Tolstoy had been contemplating his death for years, but at Yasnaya Polanya he could not escape an onslaught of responsibilities as a patriarch and public figure. Even during this final journey by train, newspapers tracked his every move, presenting him as a madman all the while. He took the Kausani Railroad first, to the Shamardino Convent, where his favorite sister Maria was a nun. When his visit there was publicized, he moved on, ostensibly hoping to make it to the Caucasus. But on November 15, scarcely two weeks after leaving home, he fell ill and was taken into the train station in the little town of Astapovo. His wife rushed to his side, but was not allowed to see him until his final moments, five days later. Surrounded by press and detractors who thought him mad, it was hardly the quiet death he had longed for.

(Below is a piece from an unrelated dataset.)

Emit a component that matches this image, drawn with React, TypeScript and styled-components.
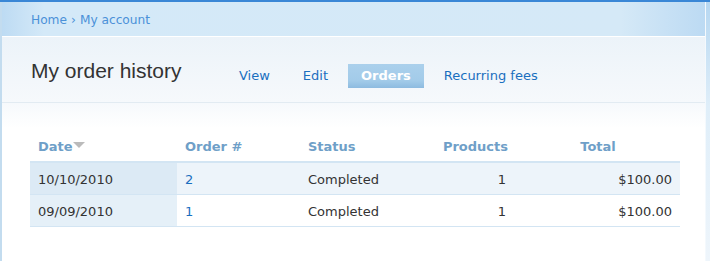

One Times article judged him rather harshly even as he was dying: “Once Tolstoy was a notable artist in the field of letters, a writer with a clear vision, remarkable powers of observation, a coherent style. Latterly he has been obviously deranged … he has gone off to die in the wilderness like a wild animal … Obvious jests will be avoided. It is very sad.”
Kokobobo sees his death as a rational extension of the spiritual ideology he had been cultivating for decades. “The irony, of course, is [Sophia] took care of him, she was his partner, she enabled his life,” she says. He had left her and his home, spiritually and physically, but he could not survive apart. “Nobody understood him and cared for him as intimately as she did. The moment he’s out of her sphere, he dies.”